Plato suggested a metaphor for the mind: our ideas are like birds fluttering around in the aviary of our brains. But in order for the birds to settle, Plato understood that we needed periods of purpose-free calm. Staring out the window offers such an opportunity. We see the world going on: a patch of weeds is holding its own against the wind; a grey tower block looms through the drizzle. But we don’t need to respond; we have no overarching intentions, and so the more tentative parts of ourselves have a chance to be heard, like the sound of church bells in the city once the traffic has died down at night.
The potential of daydreaming isn’t recognised by societies obsessed with productivity. But some of our greatest insights come when we stop trying to be purposeful and instead respect the creative potential of reverie. Window daydreaming is a strategic rebellion against the excessive demands of immediate (but ultimately insignificant) pressures – in favour of the diffuse, but very serious, hard work of discovering the unexplored deep self.
Losing the Plot
James Joyce’s Ulysses, published in 1922, is a cornerstone of Modernist literature – but its hold on our attention is compromised by one significant factor: the book hardly has a plot. At each stage we’re conscious that a great deal is going on, but it’s not at all clear how everything fits together: Joyce was trying to convey the confusion of modern existence. His novel, though widely esteemed, has a very limited audience because it rebuffs our appetite for plot. In books, we want to know why something is happening and what it’s going to lead to. We like to be able to trace in simple terms the connections between causes and effects. We don’t much go in for books without a plot.
This proclivity doesn’t just apply to literature. In life as a whole, things can get very boring – and therefore very unproductive – when we lose sight of the plot. Often, oddly enough, we lose the plot of our own lives, and get blocked and unfruitful as a result. We may start to ask ourselves why we should be doing a particular job or why we should be putting in so much effort into a relationship. We can wake up one morning and question why we have made particular commitments in love or around family. Across several years of a major project, we may lose sight of quite why what we’re doing matters. We’re not at all sure whether our efforts will ever amount to much; or how what we do week by week contributes to the whole.
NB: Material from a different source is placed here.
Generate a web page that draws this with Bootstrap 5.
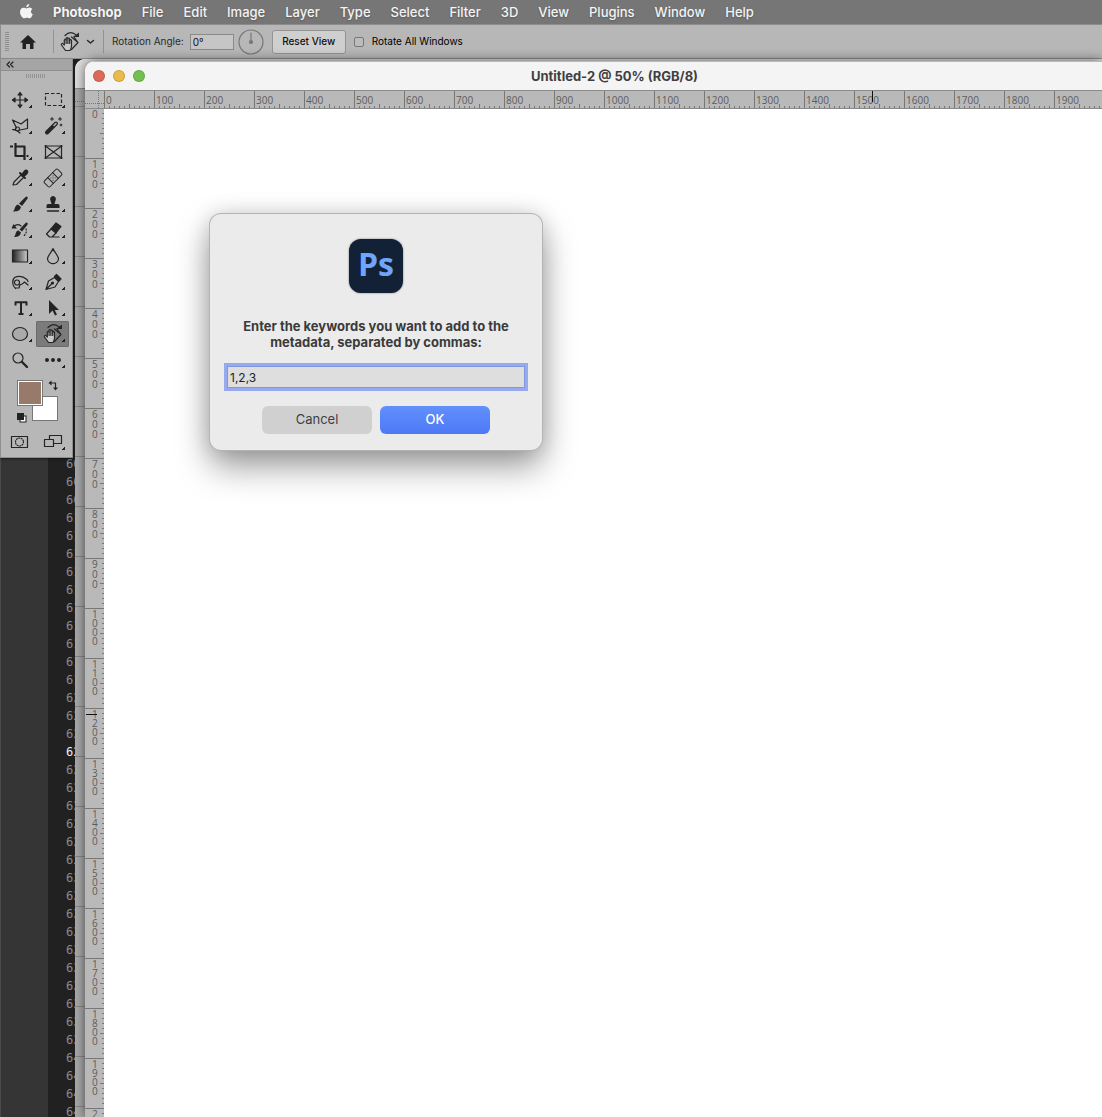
<!DOCTYPE html>
<html lang="en">
<head>
<meta charset="utf-8">
<meta name="viewport" content="width=device-width, initial-scale=1">
<title>Photoshop</title>
<link href="https://cdn.jsdelivr.net/npm/bootstrap@5.3.0/dist/css/bootstrap.min.css" rel="stylesheet">
<style>
body{font-family:Inter,"Open Sans",sans-serif;font-size:13px;color:#2a2a2a;background:#222}
button{font:inherit;color:inherit}
.sysmenu{height:24px;background:#767676;gap:20px;padding:0 26px 0 19px}
.sysmenu .nav-link{color:#f4f4f4;font-weight:500;padding:0;line-height:23px;text-shadow:0 1px 2px #0004}
.sysmenu .nav-link.app-name{font-weight:700;margin-left:-1px}
.options{height:35px;background:#b7b7b7;border-bottom:1px solid #8e8e8e;border-top:1px solid #8c8c8c;border-left:1px solid #8e8e8e;font-size:10px;padding-left:4px}
.vgrip{width:4px;height:20px;background:repeating-linear-gradient(#8f8f8f 0 1px,transparent 1px 2px)}
.sep{width:1px;height:23px;background:#929292}
.plain{background:none;border:0;padding:0;line-height:0}
.home{margin:0 14px 0 8px}
.anglelabel{margin-right:6px}
.angle{width:44px;height:16px;border:1px solid #8a8a8a;background:#c6c6c6;padding:0 2px;font-size:10px;border-radius:0;color:#111}
.reset{width:74px;height:24px;border:1px solid #949494;background:#cfcfcf;border-radius:3px;font-weight:500;padding:0;color:#111}
.tick{appearance:none;width:10px;height:10px;border:1px solid #777;border-radius:2px;background:#bcbcbc;margin:0}
.desk{background:#1d1d1f;min-height:0}
.editor{inset:0 auto 0 0;width:75px;border-left:1px solid #4a4a4a;overflow:hidden}
.side{flex:0 0 47px;background:#353535}
.gutter{background:#212121;color:#8b8b8b;font:12px/18px "DejaVu Sans Mono",monospace;padding:396px 0 0 18px;margin:0;list-style:none;overflow:hidden;min-width:0}
.gutter .now{color:#eee}
.docwin{border-radius:10px 0 0 0;overflow:hidden;right:0;bottom:0;background:#fff}
.docwin.back{left:75px;top:0}
.docwin.front{left:85px;top:2px;box-shadow:0 0 12px #0009}
.titlebar{flex:0 0 30px;background:linear-gradient(#b9b9b9 0 1px,#f4f4f4 1px);padding:0 18px 0 8px;border-bottom:1px solid #8b8b8b}
.back .titlebar{background:#dedede}
.titlebar h1{font-size:13px;font-weight:700;margin:0;color:#3f3f3f;line-height:28px}
.lamp{width:12px;height:12px;border-radius:50%;border:1px solid #0002}
.red{background:#dc6a5a}.amber{background:#e8bb4b}.green{background:#74bf4f}
.rulers{display:grid;grid-template:18px 1fr/19px 1fr;min-height:0}
.ruler{font:10px/10px "Open Sans",sans-serif;color:#5c5c5c;overflow:hidden;display:flex;background-color:#b9b9b9}
.corner{background:#b9b9b9;border-bottom:1px solid #8a8a8a;position:relative}
.corner::before,.corner::after{content:"";position:absolute}
.corner::before{left:13px;top:0;bottom:0;border-left:1px dotted #777}
.corner::after{top:12px;left:0;right:0;border-top:1px dotted #777}
.ruler>span{flex:0 0 50px}
.hrule{border-bottom:1px solid #8a8a8a;background-image:linear-gradient(90deg,#777 1px,transparent 1px),linear-gradient(90deg,#777 1px,transparent 1px),linear-gradient(90deg,#777 1px,transparent 1px);background-size:50px 100%,50px 4px,5px 2px;background-position:0 0,25px 100%,0 100%;background-repeat:repeat-x}
.hrule>span{padding:4px 0 0 2px}
.vrule{flex-direction:column;background-image:linear-gradient(#777 1px,transparent 1px),linear-gradient(#777 1px,transparent 1px),linear-gradient(#777 1px,transparent 1px);background-size:100% 50px,4px 50px,2px 5px;background-position:0 -1px,100% 24px,100% -1px;background-repeat:repeat-y}
.vrule>span{width:14px;padding-left:7px;word-break:break-all;line-height:10px}
.vrule>.long{line-height:9px;padding-top:1px}
.back .ruler,.back .corner{background-color:#a9a9a9}
.back .vrule{background-image:linear-gradient(#888 1px,transparent 1px);background-size:100% 50px;background-position:0 -1px}
.hmark{position:absolute;left:768px;top:0;width:1px;height:11px;background:#111}
.vmark{position:absolute;top:605px;left:1px;width:11px;height:1px;background:#111}
.toolbox{left:0;top:0;width:73px;background:#b7b7b7;border:1px solid #8e8e8e;border-top:0;box-shadow:0 1px 2px #0008;color:#242424}
.toolhead{height:12px;background:#a5a5a5;border-bottom:1px solid #8e8e8e;padding-left:5px}
.hgrip{width:20px;height:4px;margin:3px 0 9px 25px;background:repeating-linear-gradient(90deg,#939393 0 1px,transparent 1px 2px)}
.toolgrid{display:grid;grid-template-columns:33px 33px;padding:0 0 2px 2px}
.tool{height:26px;position:relative;display:flex;align-items:center;justify-content:center;background:none;border:0;padding:0;border-radius:2px}
.tool.more::after{content:"";position:absolute;right:4px;bottom:5px;width:3px;height:3px;background:linear-gradient(135deg,transparent 45%,#222 50%)}
.tool.on{background:#7b7b7b;box-shadow:inset 0 0 0 1px #6b6b6b}
.tool svg,.icon{fill:none;stroke:currentColor;stroke-width:1.2;stroke-linejoin:round;stroke-linecap:round}
.f{fill:currentColor}
.swatches{height:54px;padding:4px 0 0 15px}
.prompt{left:210px;top:155px;width:332px;padding:25px 14px 16px;background:#ebebeb;border-radius:11px;box-shadow:0 0 0 1px #b4b4b4,0 16px 34px #0006,0 0 22px #0002}
.pslogo{width:54px;height:54px;border-radius:12px;background:#122136;color:#6fa6fb;font:700 32px/50px "Open Sans",sans-serif;text-align:center;box-shadow:0 0 2px #0008}
.prompt label{font-weight:700;line-height:16px;color:#3a3a3a;margin:25px 10px 16px}
.keywords{width:100%;height:22px;border:1px solid #8196e0;border-radius:0;background:#dedede;outline:3px solid #98aaee;padding:0 2px;font-size:12px;color:#222}
.fieldwrap{padding:0 3px;margin-bottom:18px}
.choice{width:110px;height:28px;border:0;border-radius:6px;background:#d0d0d0;color:#404040;padding:0}
.choice.ok{background:linear-gradient(#6290fb,#4d78f7);color:#fff;font-weight:500}
</style>
<script src="https://cdn.jsdelivr.net/npm/bootstrap@5.3.0/dist/js/bootstrap.bundle.min.js"></script>
</head>
<body class="vh-100 overflow-hidden d-flex flex-column">
<svg class="d-none">
<symbol id="rotate" viewBox="0 0 24 24"><path d="M7 5.500C10 2.500 14 2 17.500 4.500"/><path class="f" stroke="none" d="M15 7h6V2.500z"/><path d="M13.500 7l6.500 5.500-6.500 7M16 7l4 5.500"/><path fill="#c8c8c8" d="M7.500 20.500L3.500 15c-.7-1.200.8-2 1.600-1.100L6.300 15V10q.9-1.400 1.800 0V8.300q.9-1.400 1.800 0V8.800q.9-1.400 1.800 0v1.500q.9-1.200 1.800 0V16q0 2-1.500 4.500z"/><path d="M8.100 10v3.500M9.900 9v4.500M11.700 10v3.500"/></symbol>
</svg>

<nav class="sysmenu nav flex-nowrap align-items-center flex-shrink-0">
<a href="#" class="plain" aria-label="System menu"><svg width="15" height="18" viewBox="0 0 15 18" fill="#f4f4f4"><path d="M10.200 1c.1 1.700-1.200 3.200-2.900 3.300C7.100 2.700 8.600 1.100 10.200 1zM13.300 6.200c-2 1.200-1.700 4.100.5 5-.6 1.700-1.900 4.100-3.300 4.100-1 0-1.400-.6-2.600-.6s-1.600.6-2.600.6C3.500 15.300 1 11.800 1 8.900c0-2.700 1.700-4.200 3.500-4.200 1.200 0 2.100.7 2.900.7.700 0 1.800-.8 3.200-.8 1.100.1 2.100.6 2.700 1.600z"/></svg></a>
<a class="nav-link app-name" href="#">Photoshop</a><a class="nav-link" href="#">File</a><a class="nav-link" href="#">Edit</a><a class="nav-link" href="#">Image</a><a class="nav-link" href="#">Layer</a><a class="nav-link" href="#">Type</a><a class="nav-link" href="#">Select</a><a class="nav-link" href="#">Filter</a><a class="nav-link" href="#">3D</a><a class="nav-link" href="#">View</a><a class="nav-link" href="#">Plugins</a><a class="nav-link" href="#">Window</a><a class="nav-link" href="#">Help</a>
</nav>

<div class="options d-flex align-items-center flex-shrink-0">
<div class="vgrip"></div>
<button class="plain home" aria-label="Home"><svg width="22" height="18" viewBox="0 0 22 18" fill="#222"><path d="M11 2L3 9.500h2.500V16H9v-5h4v5h3.500V9.500H19z"/></svg></button>
<div class="sep"></div>
<button class="plain ms-1" aria-label="Rotate view tool"><svg class="icon" width="24" height="24"><use href="#rotate"/></svg></button>
<button class="plain ms-1 me-2" aria-label="Tool presets"><svg class="icon" width="9" height="6" viewBox="0 0 9 6"><path stroke-width="1.500" d="M1.500 1.500l3 2.500 3-2.500"/></svg></button>
<div class="sep me-2"></div>
<label for="angle" class="anglelabel">Rotation Angle:</label>
<input id="angle" class="angle" value="0°">
<svg class="icon mx-1" width="26" height="26" viewBox="0 0 26 26"><g style="color:#777"><circle cx="13" cy="13" r="12" stroke="#777"/><path d="M13 13V4" stroke="#777"/><circle class="f" cx="13" cy="13" r="1.500"/></g></svg>
<button class="reset ms-1">Reset View</button>
<input type="checkbox" id="allwin" class="tick ms-2"><label for="allwin" class="ms-2 text-black">Rotate All Windows</label>
</div>

<main class="desk flex-grow-1 position-relative">
<section class="editor position-absolute d-flex"><div class="side"></div><ol class="gutter flex-grow-1" id="lines"></ol></section>

<section class="docwin back position-absolute d-flex flex-column">
<div class="titlebar"></div>
<div class="rulers flex-grow-1"><div class="corner"></div><div class="ruler hrule"></div><div class="ruler vrule"></div></div>
</section>

<section class="docwin front position-absolute d-flex flex-column">
<div class="titlebar d-flex align-items-center"><div class="d-flex gap-2"><i class="lamp red"></i><i class="lamp amber"></i><i class="lamp green"></i></div><h1 class="flex-grow-1 text-center">Untitled-2 @ 50% (RGB/8)</h1></div>
<div class="rulers flex-grow-1"><div class="corner"></div><div class="ruler hrule position-relative" id="across"><i class="hmark"></i></div><div class="ruler vrule position-relative" id="down"><i class="vmark"></i></div><div class="bg-white"></div></div>
</section>

<aside class="toolbox position-absolute">
<div class="toolhead d-flex align-items-center"><svg class="icon" width="8" height="7" viewBox="0 0 8 7"><path d="M3.500 1L1 3.500 3.500 6M7 1L4.500 3.500 7 6"/></svg></div>
<div class="hgrip"></div>
<div class="toolgrid">
<button class="tool more" aria-label="Move"><svg width="24" height="24" viewBox="0 0 24 24"><path d="M12 5v14M5 12h14"/><path class="f" d="M12 4.500l-2 2.500h4zM12 19.500l-2-2.500h4zM4.500 12L7 10v4zM19.500 12L17 10v4z"/></svg></button>
<button class="tool more" aria-label="Marquee"><svg width="24" height="24" viewBox="0 0 24 24"><rect x="4.500" y="5.500" width="16" height="12" stroke-dasharray="3.500 2" stroke-linecap="butt"/></svg></button>
<button class="tool more" aria-label="Lasso"><svg width="24" height="24" viewBox="0 0 24 24"><path d="M8.500 14L4.500 6 13 10l6.500-5v9.500L12 16"/><circle cx="9.500" cy="15" r="2"/><path d="M4.500 15.500l5.500 1.500M9.500 17l2.500 2M4.500 15.500h2"/></svg></button>
<button class="tool more" aria-label="Magic wand"><svg width="24" height="24" viewBox="0 0 24 24"><path d="M6 18.500L15 9.500" stroke-width="4"/><path d="M13 11.500l2-2" stroke="#b7b7b7" stroke-width="1.500"/><path d="M11 3.500v3M9.500 5h3M19 3.500v3M17.500 5h3M20 10v2M19 11h2" stroke-width="1"/></svg></button>
<button class="tool more" aria-label="Crop"><svg width="24" height="24" viewBox="0 0 24 24"><path d="M7.500 3v13H16M2 6.500h3M8 6.500h8.500V20M18.500 16h2" stroke-width="2.200" stroke-linecap="butt"/></svg></button>
<button class="tool" aria-label="Frame"><svg width="24" height="24" viewBox="0 0 24 24"><rect x="4.500" y="6" width="16" height="12"/><path d="M5 6.500l15 11M20 6.500L5 17.500"/><path d="M4.500 6h.1M20.500 6h.1M4.500 18h.1M20.500 18h.1" stroke-width="2"/></svg></button>
<button class="tool more" aria-label="Eyedropper"><svg width="24" height="24" viewBox="0 0 24 24"><path d="M5 19l1-3 7-7 2.500 2.500-7 7z"/><path class="f" d="M12 7l5 5M14 9l2.500-3.500c2-2 4 0 2 2L15.500 10.500z" stroke-width="2"/></svg></button>
<button class="tool more" aria-label="Healing brush"><svg width="24" height="24" viewBox="0 0 24 24"><g transform="rotate(-45 12 12)" stroke-width="1"><rect x="2.500" y="8" width="19" height="8" rx="1.500"/><path d="M8.500 8v8M15.500 8v8"/><path d="M10.500 10.500h.1M13.500 10.500h.1M10.500 13.500h.1M13.500 13.500h.1M12 12h.1"/></g></svg></button>
<button class="tool more" aria-label="Brush"><svg width="24" height="24" viewBox="0 0 24 24"><path class="f" d="M18.500 4.500c1.500 0 1.500 1.500.8 2.500l-5.300 7-3-2.500 6-6zM10 12.500l3 2.500c-1 4-4 4.500-8 4.500 2-1.500 1.500-6 5-7z" stroke="none"/></svg></button>
<button class="tool more" aria-label="Clone stamp"><svg width="24" height="24" viewBox="0 0 24 24"><path class="f" d="M12 4a3 3 0 00-2.500 4.500l1 3.500H7q-1.500 0-1.500 1.500V16h13v-2.500Q18.500 12 17 12h-3.500l1-3.500A3 3 0 0012 4z" stroke="none"/><path d="M6.500 19h11" stroke-width="1.500"/></svg></button>
<button class="tool more" aria-label="History brush"><svg width="24" height="24" viewBox="0 0 24 24"><path class="f" d="M18.500 4.500c1.500 0 1.500 1.500.8 2.500l-5.300 6.500-2.500-2 6-6.500zM10.500 12.500l2.500 2c-1 4-4 4.500-7 4.500 2-1.500 1-6 4.500-6.500zM3.500 10.500L5.500 6l3.500 4.500z" stroke="none"/><path d="M6 8.500C8 6.500 11 6.500 13 8"/><path d="M18 11c1 3-.5 6-3 7.500" stroke-dasharray="1 2"/></svg></button>
<button class="tool more" aria-label="Eraser"><svg width="24" height="24" viewBox="0 0 24 24"><path class="f" d="M10 11l5-6 5 3.500-5 6.500z"/><path d="M10 11l-4.500 5 3 3h2.500l4-4M9 19h9"/></svg></button>
<button class="tool more" aria-label="Gradient"><svg width="24" height="24" viewBox="0 0 24 24"><defs><linearGradient id="fade"><stop stop-color="#222"/><stop offset="1" stop-color="#ccc"/></linearGradient></defs><rect x="4.500" y="6" width="15" height="12" fill="url(#fade)"/></svg></button>
<button class="tool more" aria-label="Blur"><svg width="24" height="24" viewBox="0 0 24 24"><path d="M12 4.500c1 3.500 5.500 7 5.500 10.500A5 5 0 0112 19.500 5 5 0 016.500 15C6.500 11.500 11 8 12 4.500z"/></svg></button>
<button class="tool more" aria-label="Dodge"><svg width="24" height="24" viewBox="0 0 24 24"><path d="M7.500 18.500C4 16 4 10 6.500 7.500c4-2 9-1 12.500 2l1 2M11 18h-3.500M11 18l1-3.500c2 .5 3-1.500 4.500-2.500l3.500 3"/><circle cx="9" cy="12.500" r="2.500"/></svg></button>
<button class="tool more" aria-label="Pen"><svg width="24" height="24" viewBox="0 0 24 24"><path d="M5 19.500L7.500 11l6-3.500 4 4L14 17zM5.500 19l5.500-5.500"/><circle class="f" cx="11.500" cy="13" r="1"/><path class="f" d="M13.500 6.500l2-2 4.500 4.500-2 2z"/></svg></button>
<button class="tool more" aria-label="Type"><svg width="24" height="24" viewBox="0 0 24 24"><path d="M7.500 9.500V6.200h11v3.300M13 6v12M10.500 18h5" stroke-width="2" stroke-linecap="butt"/></svg></button>
<button class="tool more" aria-label="Path selection"><svg width="24" height="24" viewBox="0 0 24 24"><path class="f" d="M8 4v14l3.500-3.500L14 19.500l2-1-2.300-4.500H18z" stroke="none"/></svg></button>
<button class="tool more" aria-label="Ellipse"><svg width="24" height="24" viewBox="0 0 24 24"><ellipse cx="12" cy="12" rx="7.500" ry="6.500" fill="#aaa"/></svg></button>
<button class="tool more on" aria-label="Rotate view"><svg width="24" height="24"><use href="#rotate"/></svg></button>
<button class="tool" aria-label="Zoom"><svg width="24" height="24" viewBox="0 0 24 24"><circle cx="10" cy="10" r="5"/><path d="M14 14l5 5" stroke-width="2.400"/></svg></button>
<button class="tool more" aria-label="Edit toolbar"><svg width="24" height="24" viewBox="0 0 24 24"><g class="f" stroke="none"><circle cx="6" cy="12" r="2"/><circle cx="12" cy="12" r="2"/><circle cx="18" cy="12" r="2"/></g></svg></button>
</div>
<div class="swatches"><svg width="44" height="44" viewBox="0 0 44 44"><rect x="16.500" y="17.500" width="25" height="24" fill="#fff" stroke="#777"/><rect x="1.500" y="1.500" width="25" height="25" fill="#fff" stroke="#777"/><rect x="3" y="3" width="22" height="22" fill="#987a6b"/><g fill="none" stroke="#222" stroke-width="1.200"><path d="M34 4h5.500v6"/></g><path fill="#222" d="M32.500 4l3-2.500v5zM39.500 11.500L37 8.500h5z"/><rect x="4" y="37" width="6" height="6" fill="#fff" stroke="#222"/><path fill="#222" d="M1 34h7v7H1z"/></svg></div>
<div class="toolgrid">
<button class="tool" aria-label="Quick mask"><svg width="24" height="24" viewBox="0 0 24 24"><rect x="3.500" y="6.500" width="16" height="11"/><circle cx="11.500" cy="12" r="4" stroke-dasharray="1 1.500"/></svg></button>
<button class="tool more" aria-label="Screen mode"><svg width="24" height="24" viewBox="0 0 24 24"><rect x="8.500" y="5.500" width="12" height="8"/><rect x="3.500" y="9.500" width="9" height="7" fill="#b7b7b7"/></svg></button>
</div>
</aside>

<form class="prompt position-absolute d-flex flex-column align-items-stretch" onsubmit="return false">
<div class="pslogo mx-auto">Ps</div>
<label for="keywords" class="text-center">Enter the keywords you want to add to the metadata, separated by commas:</label>
<div class="fieldwrap"><input id="keywords" class="keywords d-block" value="1,2,3"></div>
<div class="d-flex justify-content-center gap-2"><button type="button" class="choice">Cancel</button><button class="choice ok">OK</button></div>
</form>
</main>
<script>
const lines = document.getElementById('lines');
for (let n = 607; n <= 643; n++) {
  const li = document.createElement('li');
  li.textContent = n;
  if (n === 623) li.className = 'now';
  lines.append(li);
}
function label(ruler, last) {
  for (let n = 0; n <= last; n += 100) {
    const s = document.createElement('span');
    s.textContent = n;
    if (n > 999) s.className = 'long';
    ruler.append(s);
  }
}
label(document.getElementById('across'), 1900);
label(document.getElementById('down'), 2000);
</script>
</body>
</html>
Crucially, there may be some very good reasons to keep going; it’s just that they have a habit of getting cloudy in our minds. We need regularly to step back and retrace the plot once more from the start to the present moment. We need to reorient ourselves in the trajectory of our own lives. We need to remind us ourselves of the ongoing logic of what we’re meant to be doing and have signed up to. We need to tell the story of our lives in a way that can keep illuminating the purpose of the small and large challenges of the days ahead.
The Procrastination of Others
Theoretically we know that others must procrastinate. It’s not as if we can possibly be the only person in the world who suffers from this particular curse. But in practice it mostly feels this way. There’s a tragic, natural asymmetry of knowledge that arises because people normally only procrastinate when alone and out of sight. This means we know our own horrible habits of time-wasting and evasion from the inside. But we see only the smooth, fruitful exteriors of others.
We catch our colleagues and friends mostly in their more active and engaged moments. We don’t get to see how far they may be falling short of their own ambitions. It may look as if they accomplished quite a lot – but their private experience can be of tortured frustration, in which they are acutely aware of the gap between their ambitions and their output.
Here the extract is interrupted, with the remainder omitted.